Hi all, great community you have here. I came across the forum while researching tax software (renewal time).
I've used Drake for the past couple of years. I generally find it okay, but I'm wondering if making the move to ATX makes sense for me. I'm drawn to ATX partially because I had many years using Prosystem and grew to appreciate many of the bells and whistles, especially after switching to Drake. I'm a solo shop. I'm at around 55 tax returns. 90% are 1065s and the rest are 1120-S, 1040 and 990.
Here are some of the issues I have with Drake.
Prosystem was much more robust in excel import/export functionality. This saved a lot of time/effort importing massive amounts of data (partner info and fixed assets for me)
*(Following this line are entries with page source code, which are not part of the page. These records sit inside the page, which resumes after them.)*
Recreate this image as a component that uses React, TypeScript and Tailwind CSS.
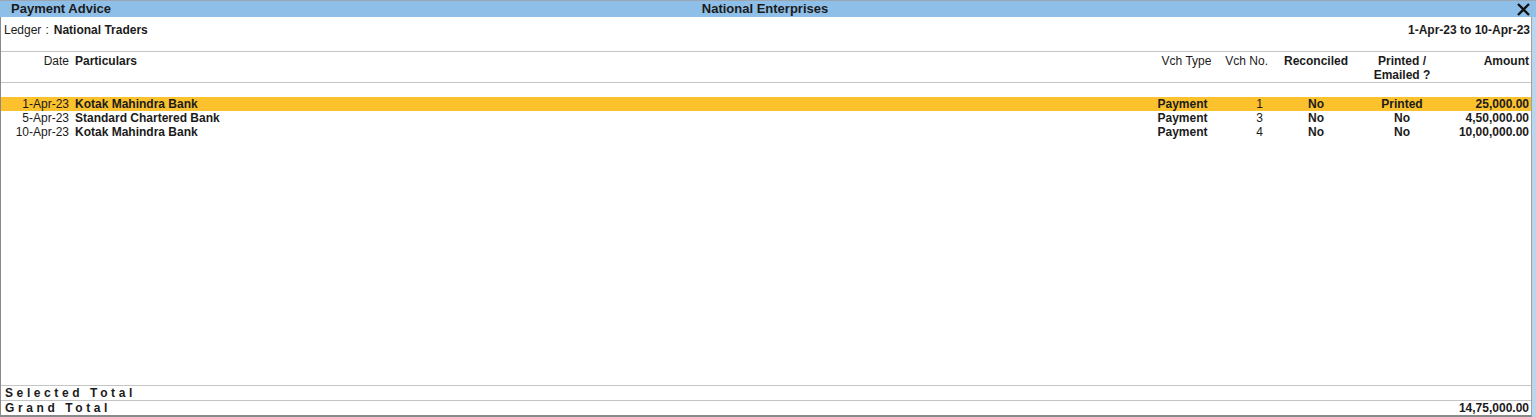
import { Fragment } from 'react';

interface Voucher {
  date: string;
  particulars: string;
  vchType: string;
  vchNo: string;
  reconciled: string;
  printed: string;
  amount: string;
}

const vouchers: Voucher[] = [
  { date: '1-Apr-23', particulars: 'Kotak Mahindra Bank', vchType: 'Payment', vchNo: '1', reconciled: 'No', printed: 'Printed', amount: '25,000.00' },
  { date: '5-Apr-23', particulars: 'Standard Chartered Bank', vchType: 'Payment', vchNo: '3', reconciled: 'No', printed: 'No', amount: '4,50,000.00' },
  { date: '10-Apr-23', particulars: 'Kotak Mahindra Bank', vchType: 'Payment', vchNo: '4', reconciled: 'No', printed: 'No', amount: '10,00,000.00' },
];

const cols = 'grid grid-cols-[69px_1fr_65px_53px_96px_76px_91px]';

export default function App() {
  return (
    <div
      className="flex h-[417px] w-[1536px] flex-col overflow-hidden bg-white text-[12px] leading-[14px] text-[#1b1b1b]"
      style={{ fontFamily: '"Liberation Sans", Arial, sans-serif' }}
    >
      {/* Title bar */}
      <div className="flex h-[17px] shrink-0 items-center border-t border-[#9aa7b3] bg-[#8ebfe8] text-[13px] font-bold">
        <div className="w-[300px] pl-[11px]">Payment Advice</div>
        <div className="flex-1 pr-[6px] text-center">National Enterprises</div>
        <div className="flex w-[300px] justify-end pr-[6px]">
          <svg width="13" height="13" viewBox="0 0 13 13" className="mt-[1px]">
            <path d="M1 1 L12 12 M12 1 L1 12" stroke="#111" strokeWidth="2.3" />
          </svg>
        </div>
      </div>

      {/* Body */}
      <div className="flex min-h-0 flex-1 flex-col border-l border-[#8a8a8a] border-r-[4px] border-r-[#b9d6ef]">
        <div className="flex flex-1 flex-col border-r border-[#a0a0a0]">
          <div className="flex h-[35px] shrink-0 items-start justify-between border-b border-[#c4c4c4] pt-[6px] pl-[3px] pr-[1px]">
            <div>
              <span>Ledger</span>
              <span className="ml-[4px] mr-[5px]">:</span>
              <span className="font-bold">National Traders</span>
            </div>
            <div className="font-bold">1-Apr-23 to 10-Apr-23</div>
          </div>

          {/* Column headers */}
          <div className={`${cols} h-[31px] shrink-0 border-b border-[#c4c4c4] pt-[1px]`}>
            <div className="pt-[1px] pr-[1px] text-right">Date</div>
            <div className="pl-[5px] pt-[1px] font-bold">Particulars</div>
            <div className="pt-[1px] pl-[8px] text-center">Vch Type</div>
            <div className="pt-[1px] text-right">Vch No.</div>
            <div className="pt-[1px] text-center font-bold">Reconciled</div>
            <div className="pt-[1px] text-center font-bold">
              Printed /
              <br />
              Emailed ?
            </div>
            <div className="pt-[1px] pr-[2px] text-right font-bold">Amount</div>
          </div>

          {/* Rows */}
          <div className="flex flex-1 flex-col pt-[14px]">
            {vouchers.map((v, i) => (
              <div key={i} className={`${cols} h-[14px] ${i === 0 ? 'bg-[#fcc22e]' : ''}`}>
                <Fragment>
                  <div className="pr-[1px] text-right">{v.date}</div>
                  <div className="pl-[5px] font-bold">{v.particulars}</div>
                  <div className="text-center font-bold">{v.vchType}</div>
                  <div className="pr-[5px] text-right">{v.vchNo}</div>
                  <div className="text-center font-bold">{v.reconciled}</div>
                  <div className="text-center font-bold">{v.printed}</div>
                  <div className="pr-[2px] text-right font-bold">{v.amount}</div>
                </Fragment>
              </div>
            ))}
          </div>

          {/* Totals */}
          <div className="flex h-[15px] shrink-0 items-center border-t border-[#c4c4c4] pl-[4px] font-bold tracking-[3.6px]">
            Selected Total
          </div>
          <div className="flex h-[15px] shrink-0 items-center justify-between border-t border-[#c4c4c4] pl-[4px] pr-[2px] font-bold">
            <span className="tracking-[3.6px]">Grand Total</span>
            <span>14,75,000.00</span>
          </div>
        </div>
        <div className="h-[2px] shrink-0 bg-[#8a8a8a]" />
      </div>
    </div>
  );
}
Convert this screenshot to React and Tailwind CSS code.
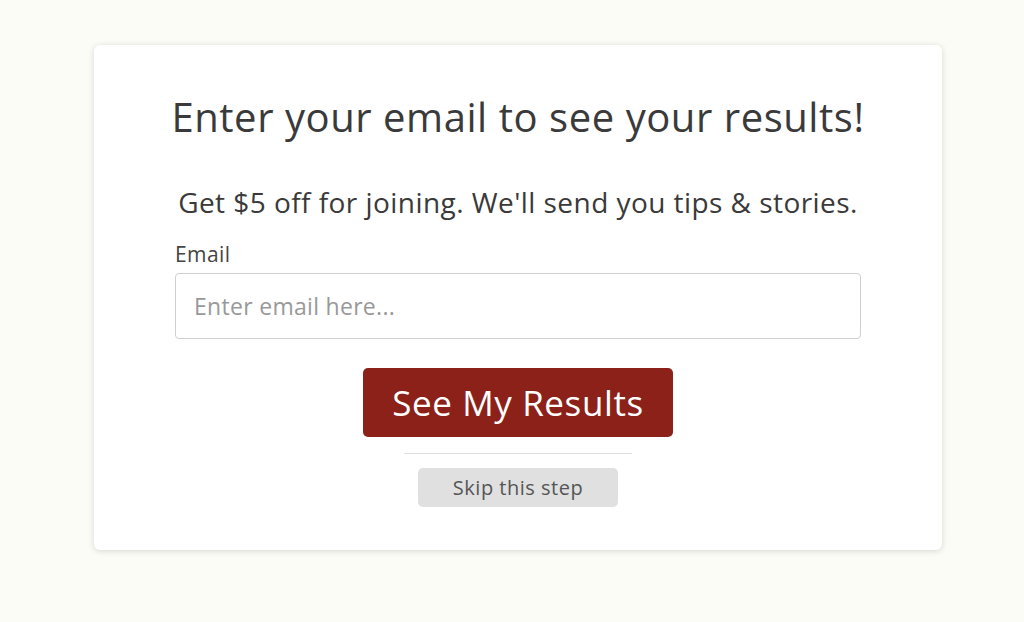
export default function App() {
  return (
    <div className="min-h-[622px] w-full bg-[#fcfcf7] pt-[45px]" style={{ fontFamily: '"Open Sans", sans-serif' }}>
      <div className="ml-[94px] w-[848px] h-[505px] rounded-[6px] bg-white shadow-[0_1px_6px_rgba(0,0,0,0.15)] flex flex-col items-center pt-[46px]">
        <h1 className="text-[40px] leading-[52px] tracking-[0.55px] text-[#3a3a3a] font-normal">Enter your email to see your results!</h1>
        <p className="mt-[42px] text-[28px] leading-[34px] tracking-[0.45px] text-[#3a3a3a]">Get $5 off for joining. We'll send you tips &amp; stories.</p>
        <div className="w-[686px] mt-[21px]">
          <label className="block text-[21px] leading-[28px] tracking-[0.4px] text-[#444]">Email</label>
          <input
            type="text"
            placeholder="Enter email here..."
            className="mt-[5px] block w-full h-[66px] rounded-[4px] border border-[#d0d0d0] px-[18px] text-[23px] tracking-[0.3px] text-[#333] placeholder:text-[#999] outline-none"
          />
        </div>
        <button className="mt-[29px] w-[310px] h-[69px] rounded-[5px] bg-[#8c211a] text-white text-[35px] leading-[40px] tracking-[0.6px]">See My Results</button>
        <div className="mt-[16px] w-[228px] h-px bg-[#e0e0e0]" />
        <button className="mt-[14px] w-[200px] h-[39px] rounded-[5px] bg-[#e0e0e0] text-[#555] text-[20px] tracking-[0.5px]">Skip this step</button>
      </div>
    </div>
  );
}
Prosystem could print off K-1 package PDFs for each of the partners and even add password protection to each file. I have to manually print to PDF and add the partner's name to the filename. This is tedious for some of my returns that have 100+ partners.
Drake cannot calculate depreciation correctly for short-year returns. Weird that they can't get this right.
If you have multiple activities of the same type (e.g. multiple rental properties), you cannot specially allocate to partners per activity (I.e. 50/50 split for property A, but 75/25 for property B.)
Some small stuff that I don't think I would ever see in Prosystem would get overlooked in Drake. For example, when entertainment expense was no longer deductible, Drake would still add 50% Meals and Entertainment to the statement page instead of stating just 50% Meals
Can't e-file superseded returns.
Would ATX be more efficient in any of these areas? Or would I just be trading in some limitations for other limitations? The price differences aren't significant for me. The support for Drake was good, but I rarely used it.
Many on this forum seem to have switched from ATX to Drake, so I'd appreciate any insight from those who've used both.